Bills get paid, the checking account finally looks healthy again, and for a few days it feels like everything is under control. But as the month moves on, that balance slowly disappears. Rent, groceries, insurance, transportation, subscriptions, and everyday purchases quietly consume the paycheck until there’s little—or nothing—left before the next one arrives.
Eventually, the cycle repeats.
Living paycheck to paycheck isn’t always a sign of poor financial decisions. In many cases, it’s the result of rising housing costs, inflation, healthcare expenses, student loans, or wages that haven’t kept pace with the cost of living. People across every income level experience it, including professionals with six-figure salaries.
The problem isn’t necessarily how much money you earn. Often, it’s how little room exists between your income and your monthly obligations.
What does living paycheck to paycheck really mean?
The phrase is frequently misunderstood.
It doesn’t simply mean having a low income. It means depending on your next paycheck to meet your current financial commitments.
If missing one paycheck would immediately make it difficult to pay rent, cover groceries, or keep up with monthly bills, you’re likely living paycheck to paycheck regardless of your salary.
Some households earn $45,000 a year and struggle.
Others earn more than $150,000 and experience exactly the same financial pressure because their expenses have grown alongside their income.
The common factor isn’t income—it’s the absence of financial breathing room.
Why higher income doesn’t always solve the problem
Many people believe a raise will automatically eliminate financial stress.
Sometimes it does.
But many households experience something known as lifestyle inflation. As income grows, spending grows with it.

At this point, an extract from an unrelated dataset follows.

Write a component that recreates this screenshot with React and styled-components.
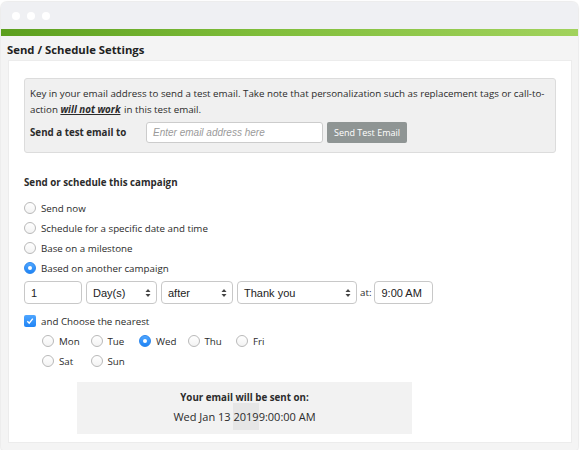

A larger apartment, newer car, more vacations, premium subscriptions, and frequent dining out gradually become part of everyday life.

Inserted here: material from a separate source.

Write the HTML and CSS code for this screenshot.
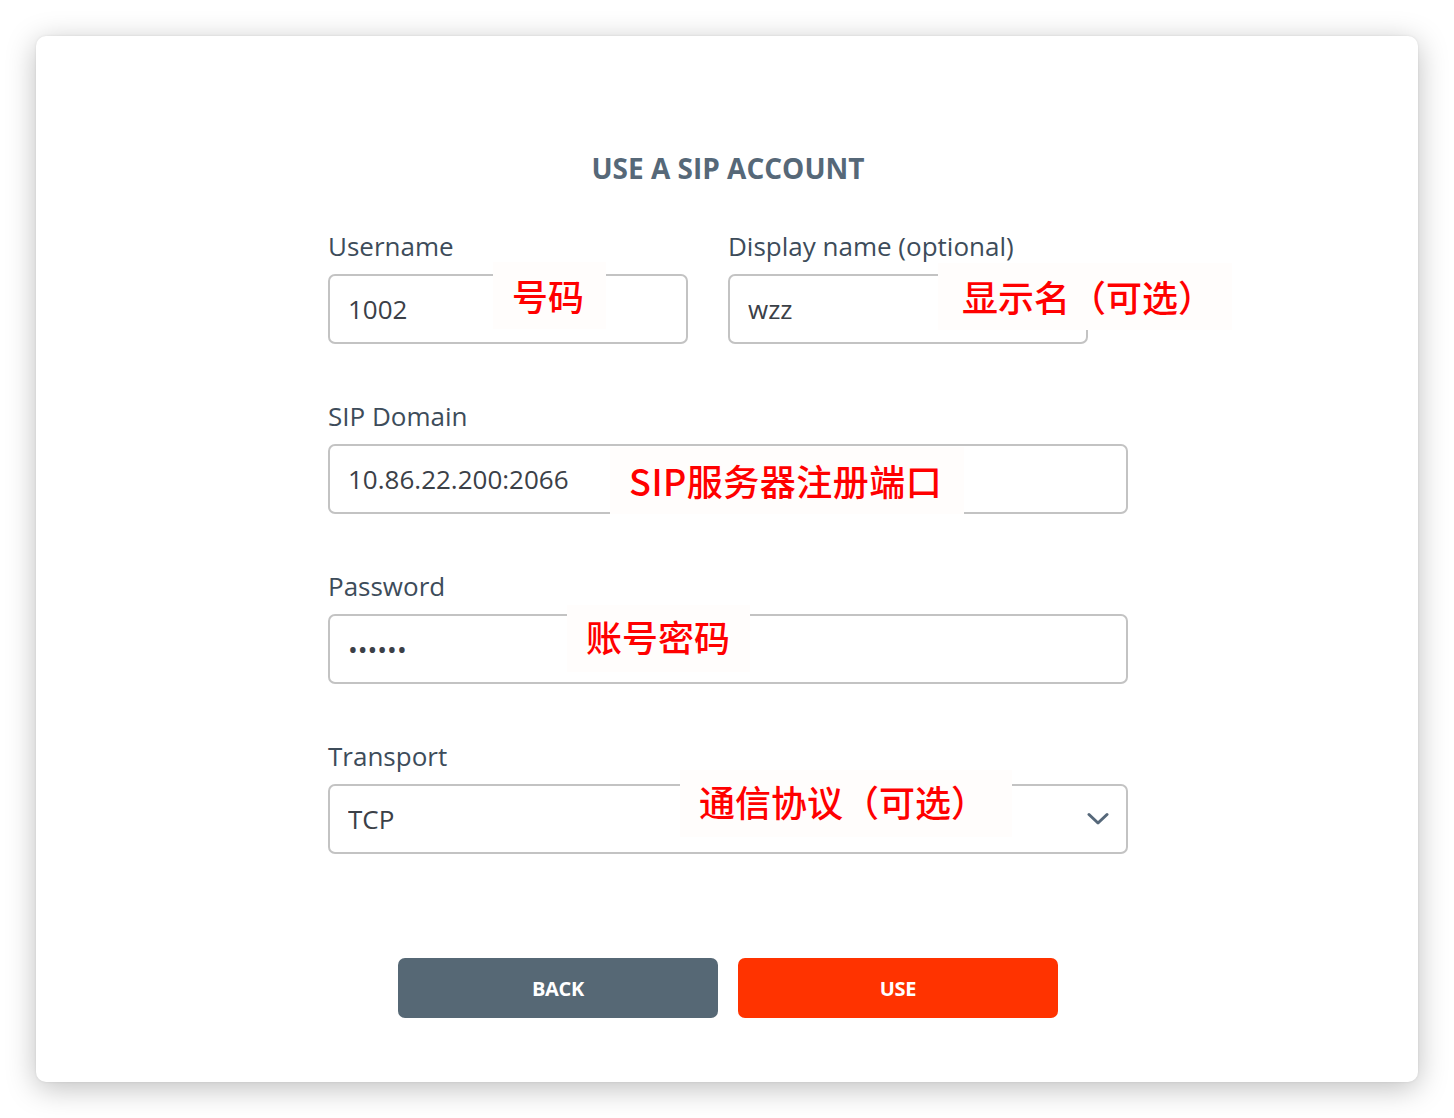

Before long, the higher paycheck feels just as tight as the previous one.
Without intentional financial planning, increased income often creates a more expensive lifestyle rather than greater financial security.
The hidden cost of constant financial pressure
Living paycheck to paycheck affects far more than your bank account.

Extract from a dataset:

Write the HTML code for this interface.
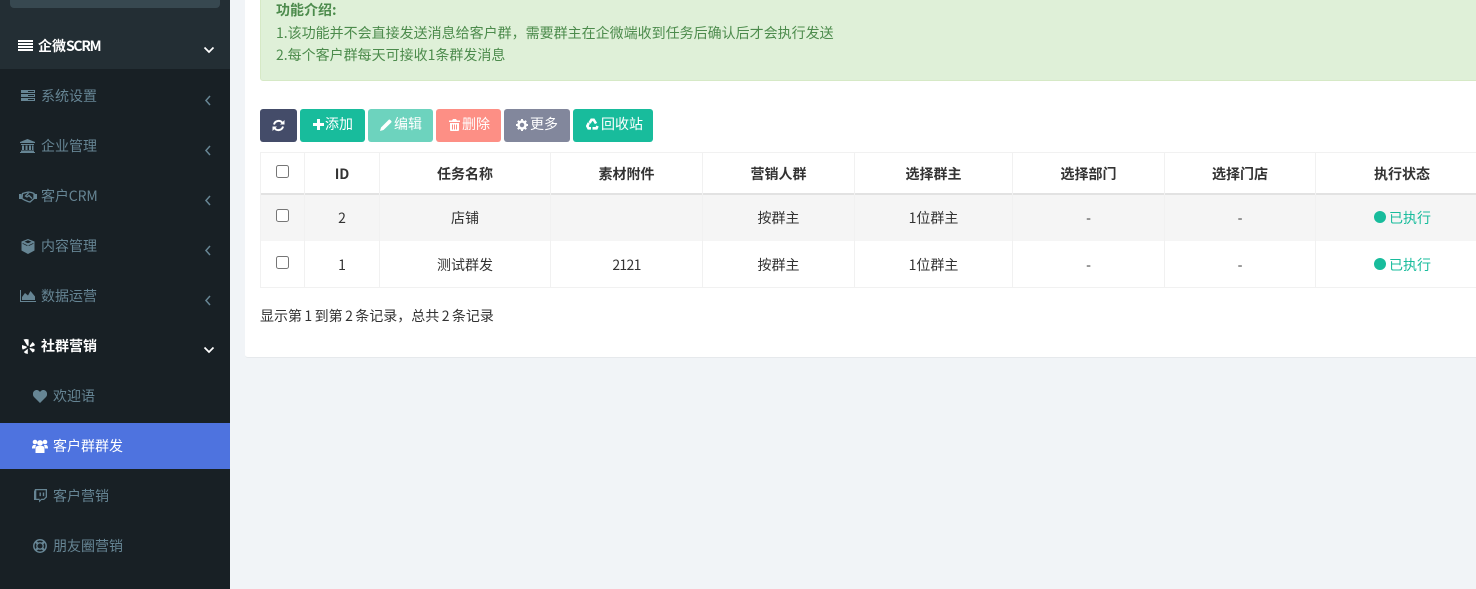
<!DOCTYPE html>
<html lang="zh-CN"><head><meta charset="utf-8"><title>客户群群发</title>
<style>
*{box-sizing:border-box}
html,body{margin:0;padding:0;width:1476px;height:589px;overflow:hidden;background:#f1f4f7;font-family:"Noto Sans CJK SC","Liberation Sans",sans-serif;font-size:14px;color:#333}
.a{position:absolute;white-space:nowrap}
#side{position:absolute;left:0;top:0;width:230px;height:589px;background:#182025}
#top{position:absolute;left:0;top:0;width:230px;height:69px;background:#232e34}
#search{position:absolute;left:10px;top:-10px;width:210px;height:18px;background:#374850;border-radius:4px}
.m{position:absolute;left:41px;font-size:14px;line-height:20px;color:#668594;white-space:nowrap}
.m.s{left:53px}
.m.w{color:#fff}
svg{position:absolute;display:block}
.chev{fill:none;stroke:#668594;stroke-width:1.5}
.chev.w{stroke:#fff;stroke-width:1.7}
#panel{position:absolute;left:245px;top:0;width:1231px;height:358px;background:#fff;border-bottom:1px solid #e6e9ec;border-bottom-left-radius:3px}
#alert{position:absolute;left:260px;top:-10px;width:1240px;height:91px;background:#dff0d8;border:1px solid #d6e9c6;border-radius:3px}
.al{position:absolute;left:276px;font-size:14px;line-height:20px;color:#4c8b4c;white-space:nowrap}
.b{position:absolute;top:109px;height:33px;border-radius:3px;color:#fff;font-size:14px;line-height:31px;white-space:nowrap}
.b span{position:absolute;top:0}
.hl{position:absolute;background:#f2f2f2}
.t{position:absolute;text-align:center;line-height:20px;white-space:nowrap;font-size:14px;color:#333}
.t.h{font-weight:700;top:164px}
.cb{position:absolute;left:276px;width:13px;height:13px;border:1px solid #767676;border-radius:2.5px;background:#fff}
</style></head><body>
<div id="side">
<div id="top"></div>
<div id="search"></div>

<svg style="left:18px;top:40px" width="15" height="11" viewBox="0 0 15 11"><path fill="#fff" d="M0 0h15v2H0zM0 3h15v2H0zM0 6h15v2H0zM0 9h15v2H0z"/></svg>
<div class="m w" style="left:38px;top:36px;font-weight:700">企微<span style="letter-spacing:-1.3px">SCRM</span></div>
<svg style="left:203px;top:46px" width="12" height="9"><path class="chev w" d="M1.500 1.500L6 6l4.500-4.500"/></svg>

<svg style="left:21px;top:90px" width="14" height="11" viewBox="0 0 14 11"><path fill="#668594" d="M0 0h14v3H0zM0 4h14v3H0zM0 8h14v3H0z"/><path fill="#182025" d="M7 1h6v1H7zM7 5h6v1H7zM7 9h6v1H7z"/></svg>
<div class="m" style="top:86px">系统设置</div>
<svg style="left:204px;top:95px" width="8" height="11"><path class="chev" d="M6 1L2 5.500 6 10"/></svg>

<svg style="left:20px;top:139px" width="15" height="14" viewBox="0 0 15 14"><path fill="#668594" d="M7.500 0L15 3v1H0V3zM1 5h13v1H1zM2 6.500h2V11H2zM5.500 6.500h2V11h-2zM9 6.500h2V11H9zM12 6.500h1.500V11H12zM1 11.500h13V13H1zM0 13h15v1H0z"/></svg>
<div class="m" style="top:136px">企业管理</div>
<svg style="left:204px;top:145px" width="8" height="11"><path class="chev" d="M6 1L2 5.500 6 10"/></svg>

<svg style="left:19px;top:191px" width="18" height="12" viewBox="0 0 18 12"><path fill="none" stroke="#668594" stroke-width="1.300" d="M3.500 2.500L7 1.500 9.500 1l3 .5 2.500 1v5L11 11 9 10.500 5.500 9 3 7.500zM9.500 2L6.500 5 8 6 10 4.500 13 7.500"/><path fill="#668594" d="M0 3h2.500v5H0zM15.500 3H18v5h-2.500z"/></svg>
<div class="m" style="top:186px;letter-spacing:-.1px">客户CRM</div>
<svg style="left:204px;top:195px" width="8" height="11"><path class="chev" d="M6 1L2 5.500 6 10"/></svg>

<svg style="left:21px;top:239px" width="14" height="15" viewBox="0 0 14 15"><path fill="#668594" d="M7 0l6.500 2.500v9L7 15 .500 11.500v-9z"/><path fill="#182025" d="M7.600 6.300l4.800-2.300v.8L7.600 7.100zM6.400 6.300L1.600 4v.8l4.800 2.300zM7 1.300L10.500 2.700 7 4.200 3.500 2.700z"/></svg>
<div class="m" style="top:236px">内容管理</div>
<svg style="left:204px;top:245px" width="8" height="11"><path class="chev" d="M6 1L2 5.500 6 10"/></svg>

<svg style="left:20px;top:290px" width="16" height="12" viewBox="0 0 16 12"><path fill="#668594" d="M0 0h1v11h15v1H0zM2 10V7l3-4 3 2.500L10.500 1 15 6.500V10z"/></svg>
<div class="m" style="top:286px">数据运营</div>
<svg style="left:204px;top:295px" width="8" height="11"><path class="chev" d="M6 1L2 5.500 6 10"/></svg>

<svg style="left:22px;top:339px" width="13" height="15" viewBox="0 0 13 15"><path fill="#fff" d="M1.500 .5L4 0l2.600 .4v6.300H5.300zM0 6l4.600 1.500v1.400L.7 10.600 0 9zM7.700 6.800l3-3.800 2 2.300v1.200L8 8.200zM7.700 9l4.800 1v2.300l-1.800 1.200-3-3.400zM5.800 9.800V15l-2.700-.7-1.300-1.300z"/></svg>
<div class="m w" style="top:336px;font-weight:700">社群营销</div>
<svg style="left:203px;top:346px" width="12" height="9"><path class="chev w" d="M1.500 1.500L6 6l4.500-4.500"/></svg>

<svg style="left:33px;top:390px" width="14" height="13" viewBox="0 0 14 13"><path fill="#668594" d="M7 13L1 7C-1.500 4 .5 0 3.700 0 5.200 0 6.300 1 7 2 7.700 1 8.800 0 10.300 0 13.500 0 15.500 4 13 7z"/></svg>
<div class="m s" style="top:386px">欢迎语</div>

<div style="position:absolute;left:0;top:423px;width:230px;height:46px;background:#4e73df"></div>
<svg style="left:32px;top:439px" width="16" height="14" viewBox="0 0 16 14"><g fill="#fff"><circle cx="3" cy="3" r="2.300"/><circle cx="13" cy="3" r="2.300"/><circle cx="8" cy="4" r="2.900"/><path d="M0 9.500c0-2.500.8-3.500 2-3.500h2L3 9.500zM16 9.500c0-2.500-.8-3.500-2-3.500h-2l1 3.500zM3.500 14V9.500C3.500 8 4.500 7 6 7h4c1.500 0 2.500 1 2.500 2.500V14z"/></g></svg>
<div class="m s w" style="top:436px">客户群群发</div>

<svg style="left:34px;top:489px" width="13" height="14" viewBox="0 0 13 14"><path fill="#668594" fill-rule="evenodd" d="M1 0h12v8.200l-3 2.800H7.500L5 13.500V11H0V2.500zM2.300 1.300v8.400h3.400v1.600l1.600-1.600h2.400l2-1.900V1.300z"/><path fill="#668594" d="M5.500 3.500h1.400v3.600H5.500zM8.800 3.500h1.400v3.600H8.800z"/></svg>
<div class="m s" style="top:486px">客户营销</div>

<svg style="left:33px;top:539px" width="14" height="14" viewBox="0 0 14 14"><circle cx="7" cy="7" r="6.200" fill="none" stroke="#668594" stroke-width="1.500"/><circle cx="7" cy="7" r="3.200" fill="none" stroke="#668594" stroke-width="1.300"/><path stroke="#668594" stroke-width="2.200" d="M2.800 2.800l2 2M11.200 2.800l-2 2M2.800 11.200l2-2M11.200 11.200l-2-2"/></svg>
<div class="m s" style="top:536px">朋友圈营销</div>
</div>

<div id="panel"></div>
<div id="alert"></div>
<div class="al" style="top:0;font-weight:700">功能介绍:</div>
<div class="al" style="top:23px">1.该功能并不会直接发送消息给客户群，需要群主在企微端收到任务后确认后才会执行发送</div>
<div class="al" style="top:45px">2.每个客户群每天可接收1条群发消息</div>

<div class="b" style="left:260px;width:37px;background:#444c69"><svg style="left:12px;top:10px" width="13" height="13" viewBox="0 0 13 13"><path fill="none" stroke="#fff" stroke-width="2" d="M2 5.500A4.700 4.700 0 0 1 10.500 4M11 7.500A4.700 4.700 0 0 1 2.500 9"/><path fill="#fff" d="M12.500 1v4.500H8zM.5 12V7.500H5z"/></svg></div>
<div class="b" style="left:300px;width:65px;background:#18bc9c"><svg style="left:13px;top:10px" width="11" height="11" viewBox="0 0 11 11"><path fill="#fff" d="M4 0h3v4h4v3H7v4H4V7H0V4h4z"/></svg><span style="left:25px">添加</span></div>
<div class="b" style="left:368px;width:65px;background:#6dd3be"><svg style="left:12px;top:10px" width="12" height="12" viewBox="0 0 12 12"><path fill="#fff" d="M0 12l1-3.500L8.500 1c.6-.6 1.200-.6 1.800 0l.8.800c.6.600.6 1.200 0 1.800L3.500 11z"/></svg><span style="left:26px">编辑</span></div>
<div class="b" style="left:436px;width:65px;background:#fd8f85"><svg style="left:13px;top:10px" width="11" height="12" viewBox="0 0 11 12"><path fill="#fff" fill-rule="evenodd" d="M4 0h3l1 1.500h3V3H0V1.500h3zM1 4h9v7c0 .6-.4 1-1 1H2c-.6 0-1-.4-1-1zM3 5.500v5h1v-5zM5 5.500v5h1v-5zM7 5.500v5h1v-5z"/></svg><span style="left:26px">删除</span></div>
<div class="b" style="left:504px;width:66px;background:#82879c"><svg style="left:12px;top:10px" width="12" height="12" viewBox="0 0 12 12"><circle cx="6" cy="6" r="3.500" fill="none" stroke="#fff" stroke-width="2.500"/><path stroke="#fff" stroke-width="2" d="M6 0v2M6 10v2M0 6h2M10 6h2M1.800 1.800l1.400 1.400M8.800 8.800l1.400 1.400M1.800 10.200l1.400-1.400M8.800 3.200l1.400-1.400"/></svg><span style="left:26px">更多</span></div>
<div class="b" style="left:573px;width:80px;background:#18bc9c"><svg style="left:13px;top:9px" width="13" height="13" viewBox="0 0 13 13"><path fill="none" stroke="#fff" stroke-width="2.600" d="M3.500 5L5.500 1.800h2.200L10 5.500M11.500 8l-1 2.300H6.500M5 10.300H2.500L1.300 8l1.500-3"/></svg><span style="left:28px">回收站</span></div>

<div class="hl" style="left:260px;top:194px;width:1216px;height:47px;background:#f5f5f5"></div>
<div class="hl" style="left:260px;top:152px;width:1216px;height:1px;background:#f1f1f1"></div>
<div class="hl" style="left:260px;top:193px;width:1216px;height:2px;background:#e2e2e2"></div>
<div class="hl" style="left:260px;top:287px;width:1216px;height:1px;background:#f1f1f1"></div>
<div class="hl" style="left:260px;top:152px;width:1px;height:136px;background:#f1f1f1"></div>
<div class="hl" style="left:304px;top:152px;width:1px;height:136px;background:#f1f1f1"></div>
<div class="hl" style="left:379px;top:152px;width:1px;height:136px;background:#f1f1f1"></div>
<div class="hl" style="left:550px;top:152px;width:1px;height:136px;background:#f1f1f1"></div>
<div class="hl" style="left:702px;top:152px;width:1px;height:136px;background:#f1f1f1"></div>
<div class="hl" style="left:854px;top:152px;width:1px;height:136px;background:#f1f1f1"></div>
<div class="hl" style="left:1012px;top:152px;width:1px;height:136px;background:#f1f1f1"></div>
<div class="hl" style="left:1164px;top:152px;width:1px;height:136px;background:#f1f1f1"></div>
<div class="hl" style="left:1315px;top:152px;width:1px;height:136px;background:#f1f1f1"></div>

<div class="cb" style="top:165px"></div>
<div class="cb" style="top:209px"></div>
<div class="cb" style="top:256px"></div>

<div class="t h" style="left:305px;width:74px">ID</div>
<div class="t h" style="left:380px;width:170px">任务名称</div>
<div class="t h" style="left:551px;width:151px">素材附件</div>
<div class="t h" style="left:703px;width:151px">营销人群</div>
<div class="t h" style="left:855px;width:157px">选择群主</div>
<div class="t h" style="left:1013px;width:151px">选择部门</div>
<div class="t h" style="left:1165px;width:150px">选择门店</div>
<div class="t h" style="left:1316px;width:172px">执行状态</div>

<div class="t" style="left:305px;width:74px;top:208px">2</div>
<div class="t" style="left:380px;width:170px;top:208px">店铺</div>
<div class="t" style="left:703px;width:151px;top:208px">按群主</div>
<div class="t" style="left:855px;width:157px;top:208px">1位群主</div>
<div class="t" style="left:1013px;width:151px;top:208px">-</div>
<div class="t" style="left:1165px;width:150px;top:208px">-</div>
<svg style="left:1374px;top:211px" width="12" height="12"><circle cx="6" cy="6" r="6" fill="#18bc9c"/></svg>
<div class="t" style="left:1389px;top:208px;color:#18bc9c">已执行</div>

<div class="t" style="left:305px;width:74px;top:255px">1</div>
<div class="t" style="left:380px;width:170px;top:255px">测试群发</div>
<div class="t" style="left:551px;width:151px;top:255px;letter-spacing:-.7px">2121</div>
<div class="t" style="left:703px;width:151px;top:255px">按群主</div>
<div class="t" style="left:855px;width:157px;top:255px">1位群主</div>
<div class="t" style="left:1013px;width:151px;top:255px">-</div>
<div class="t" style="left:1165px;width:150px;top:255px">-</div>
<svg style="left:1374px;top:258px" width="12" height="12"><circle cx="6" cy="6" r="6" fill="#18bc9c"/></svg>
<div class="t" style="left:1389px;top:255px;color:#18bc9c">已执行</div>

<div class="a" style="left:260px;top:306px;line-height:20px;font-size:14px;word-spacing:-.7px">显示第 1 到第 2 条记录，总共 2 条记录</div>
</body></html>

It influences daily decisions, career choices, relationships, and even physical health.
Unexpected expenses become emergencies.
Necessary repairs get postponed.
Retirement savings are delayed.
Credit cards become a temporary solution that often develops into long-term debt.
Over time, financial stress can create a cycle that’s difficult to escape because every setback reduces the ability to prepare for the next one.
Small changes can create breathing room
Escaping the paycheck-to-paycheck cycle rarely happens overnight.
For most people, it’s the result of gradually creating more space between income and expenses.
That may involve reducing recurring monthly costs, negotiating insurance premiums, refinancing expensive debt, increasing income through career development or freelance work, or simply becoming more intentional about discretionary spending.
Building even a modest emergency fund can change the entire equation.
Instead of relying on credit cards when something unexpected happens, savings provide time to respond without immediately creating new debt.
Progress usually begins with small improvements rather than dramatic transformations.
Focus on building margin, not perfection
Many budgeting articles encourage people to cut every non-essential expense.
While reducing unnecessary spending can certainly help, sustainable financial progress comes from creating margin—not eliminating everything enjoyable.
A realistic budget should include room for entertainment, hobbies, and occasional treats.
Financial plans fail when they become impossible to live with.
The objective isn’t to build the cheapest possible lifestyle.
It’s to build one that’s financially sustainable.
Financial freedom starts with one extra dollar
One extra dollar left at the end of the month may not seem significant.
But it represents something much more important.
It means your money is beginning to work for you instead of disappearing as quickly as it arrives.
That extra dollar eventually becomes twenty.
Twenty becomes two hundred.
Two hundred becomes the beginning of an emergency fund.
Every financially stable household started somewhere.
Breaking the paycheck-to-paycheck cycle isn’t about becoming rich overnight.
It’s about slowly creating choices where previously there were none.
Financial freedom isn’t built in a single paycheck.
It’s built through hundreds of intentional decisions that gradually give you more control over your future.